Bug 1730435

Summary: [RHOSP10]"openstack overcloud update" command fails because of timeout. The same messages are looped in heat-engine.log
Product: Red Hat OpenStack Reporter: Alex Stupnikov <astupnik>
Component: openstack-heatAssignee: Alex Schultz <aschultz>
Status: CLOSED DUPLICATE QA Contact: Victor Voronkov <vvoronko>
Severity: medium Docs Contact:
Priority: medium    
Version: 10.0 (Newton)CC: aschultz, mburns, ojanas, ramishra, rsunog, sbaker, shardy
Target Milestone: ---Keywords: Triaged, ZStream
Target Release: ---   
Hardware: All   
OS: All   
Whiteboard:
Fixed In Version: Doc Type: If docs needed, set a value
Doc Text:
Story Points: ---
Clone Of: Environment:
Last Closed: 2019-07-19 11:05:14 UTC Type: Bug
Regression: --- Mount Type: ---
Documentation: --- CRM:
Verified Versions: Category: ---
oVirt Team: --- RHEL 7.3 requirements from Atomic Host:
Cloudforms Team: --- Target Upstream Version:
Embargoed:

Description Alex Stupnikov 2019-07-16 17:49:27 UTC
Description of problem:

Customer is unable to complete minor update procedure because "openstack overcloud update stack -i overcloud" fails after timeout without reasonable output.

Observations:

- originally customer issued overcloud update command against environment without active subscription. We have observed yum-related errors and fixed them by allocating proper subscriptions and enabling proper repos;
- "openstack overcloud deploy" command was successfully issued by customer to restore overcloud stack's health;
- Currently "openstack overcloud update stack -i overcloud" command fails because of timeout.

In heat-engine.log we see a loop of common messages, for example:

2019-07-12 16:46:19.179 4410 DEBUG heat.engine.scheduler [req-037781ea-281c-401c-b710-ad2029b71a45 - - - - -] Task update_task from Stack "overcloud-Compute-jyjpqgykup3r-0-wlgyupxughgk" [30f3cb61-8a59-4c24-bbcb-63693a03e84f] running step /usr/lib/python2.7/site-packages/heat/engine/scheduler.py:216

Latest failed command was issued at 2019-07-12 12:42 (local time). Log files and sosreport will be provided privately.

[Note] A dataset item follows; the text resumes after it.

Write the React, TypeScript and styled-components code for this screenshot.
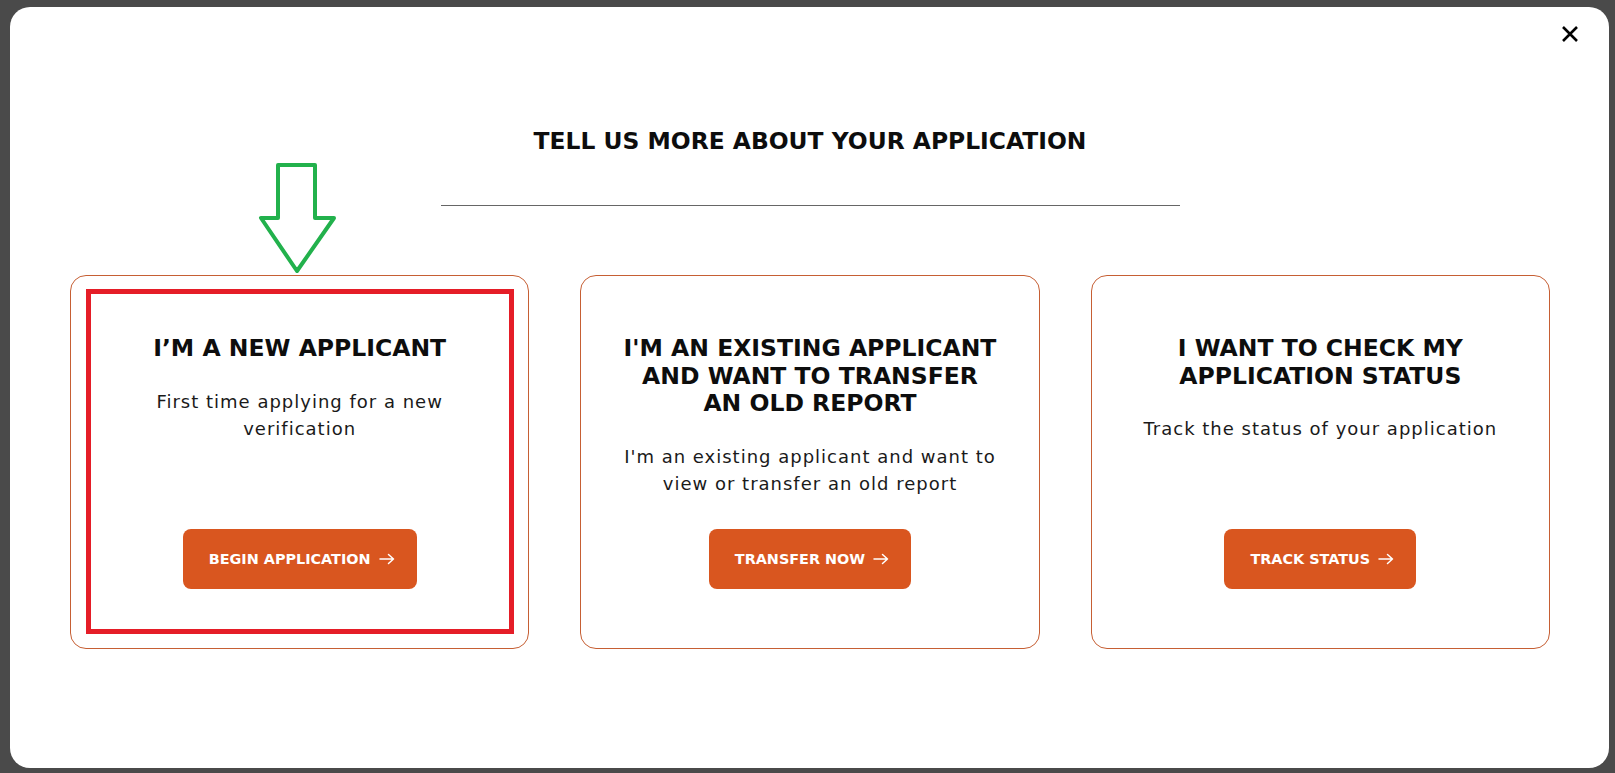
import React from "react";
import styled, { createGlobalStyle } from "styled-components";

const Global = createGlobalStyle`
  html, body { margin: 0; padding: 0; background: #4a4a4a; }
  body { font-family: "DejaVu Sans", "Noto Sans", sans-serif; }
  * { box-sizing: border-box; }
`;

const Page = styled.div`
  width: 1615px;
  height: 773px;
  padding: 7px 6px 5px 10px;
  display: flex;
`;

const Modal = styled.div`
  position: relative;
  flex: 1;
  background: #ffffff;
  border-radius: 20px;
  padding: 119px 59px 0 60px;
  display: flex;
  flex-direction: column;
  align-items: center;
`;

const CloseButton = styled.button`
  position: absolute;
  top: 18px;
  right: 30px;
  width: 18px;
  height: 18px;
  padding: 0;
  border: none;
  background: transparent;
  display: flex;
  align-items: center;
  justify-content: center;
  cursor: pointer;
`;

const Title = styled.h2`
  margin: 0;
  font-family: "DejaVu Sans", sans-serif;
  font-size: 23.4px;
  font-weight: 700;
  line-height: 30px;
  color: #0d0d0d;
  text-align: center;
`;

const Divider = styled.hr`
  width: 739px;
  margin: 49px 0 0 0;
  border: none;
  border-top: 1px solid #666666;
`;

const CardGrid = styled.div`
  margin-top: 69px;
  width: 100%;
  display: grid;
  grid-template-columns: repeat(3, 1fr);
  column-gap: 51px;
`;

const Card = styled.div`
  position: relative;
  border: 1px solid #c65f34;
  border-radius: 16px;
  padding: 59px 38px 59px;
  display: flex;
  flex-direction: column;
  align-items: center;
  text-align: center;
`;

const CardHeading = styled.h3`
  margin: 0 0 25px 0;
  font-family: "DejaVu Sans", sans-serif;
  font-size: 23.5px;
  font-weight: 700;
  line-height: 27.5px;
  color: #0d0d0d;
`;

const CardText = styled.p`
  margin: 0 0 32px 0;
  font-family: "DejaVu Sans", sans-serif;
  font-size: 18px;
  font-weight: 400;
  letter-spacing: 1px;
  line-height: 27px;
  color: #1a1a1a;
`;

const ActionButton = styled.button`
  margin-top: auto;
  height: 60px;
  padding: 0 22px 0 26px;
  border: none;
  border-radius: 8px;
  background: #d9561f;
  color: #ffffff;
  display: flex;
  align-items: center;
  gap: 8px;
  font-family: "DejaVu Sans", sans-serif;
  font-size: 14.4px;
  font-weight: 700;
  cursor: pointer;
`;

const Highlight = styled.div`
  position: absolute;
  top: 13px;
  left: 15px;
  right: 14px;
  bottom: 14px;
  border: 5px solid #e51d27;
  pointer-events: none;
`;

const Pointer = styled.svg`
  position: absolute;
  left: 239px;
  top: 149px;
  pointer-events: none;
`;

const Arrow = () => (
  <svg width="16" height="12" viewBox="0 0 16 12" fill="none">
    <path d="M1 6h13.5M9.5 1.5L14.5 6l-5 4.5" stroke="#fff" strokeWidth="1.5" strokeLinecap="round" strokeLinejoin="round" />
  </svg>
);

const cards = [
  {
    heading: "I’M A NEW APPLICANT",
    text: "First time applying for a new verification",
    action: "BEGIN APPLICATION",
    highlighted: true,
  },
  {
    heading: "I'M AN EXISTING APPLICANT AND WANT TO TRANSFER AN OLD REPORT",
    text: "I'm an existing applicant and want to view or transfer an old report",
    action: "TRANSFER NOW",
    highlighted: false,
  },
  {
    heading: "I WANT TO CHECK MY APPLICATION STATUS",
    text: "Track the status of your application",
    action: "TRACK STATUS",
    highlighted: false,
  },
];

export default function App() {
  return (
    <>
      <Global />
      <Page>
        <Modal>
          <CloseButton aria-label="Close">
            <svg width="18" height="18" viewBox="0 0 18 18">
              <path d="M2 2L16 16M16 2L2 16" stroke="#000" strokeWidth="2.6" strokeLinecap="butt" />
            </svg>
          </CloseButton>
          <Title>TELL US MORE ABOUT YOUR APPLICATION</Title>
          <Divider />
          <CardGrid>
            {cards.map((c) => (
              <Card key={c.action}>
                <CardHeading>{c.heading}</CardHeading>
                <CardText>{c.text}</CardText>
                <ActionButton>
                  {c.action}
                  <Arrow />
                </ActionButton>
                {c.highlighted && <Highlight />}
              </Card>
            ))}
          </CardGrid>
          <Pointer width="90" height="125" viewBox="0 0 90 125">
            <polygon
              points="29,9 66,9 66,62 85,62 48,115 12,62 29,62"
              fill="none"
              stroke="#22b14c"
              strokeWidth="4"
              strokeLinejoin="round"
            />
          </Pointer>
        </Modal>
      </Page>
    </>
  );
}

At this point we need a help to identify a root cause...

Comment 2 Alex Schultz 2019-07-16 20:17:16 UTC
Traditionally when it's looping like that, a deployment task never completed on one of the systems.  Was that compute down at time of deployment or os-collect-config not running?  Please provide a sosreport from the compute node

Comment 6 Alex Schultz 2019-07-17 17:10:24 UTC
They are likely hitting Bug 1678225 which was resolved in openstack-heat-7.0.6-6.el7ost but according to the sosreports they have openstack-heat-7.0.6-4.el7ost.noarch

Comment 7 Alex Schultz 2019-07-17 17:12:37 UTC
Please have them update the undercloud and try again. I will leave this bug open for a bit longer, but it likely needs to be marked as a duplicate of Bug 1678225

Comment 8 Alex Stupnikov 2019-07-19 09:32:37 UTC
Alex, thank you for you help and sorry for ambiguous report. Customer confirmed your conclusion and closed the case. I believe that this bug can also be closed.

Regards, Alex S.

Comment 9 Alex Schultz 2019-07-19 22:05:39 UTC

*** This bug has been marked as a duplicate of bug 1678225 ***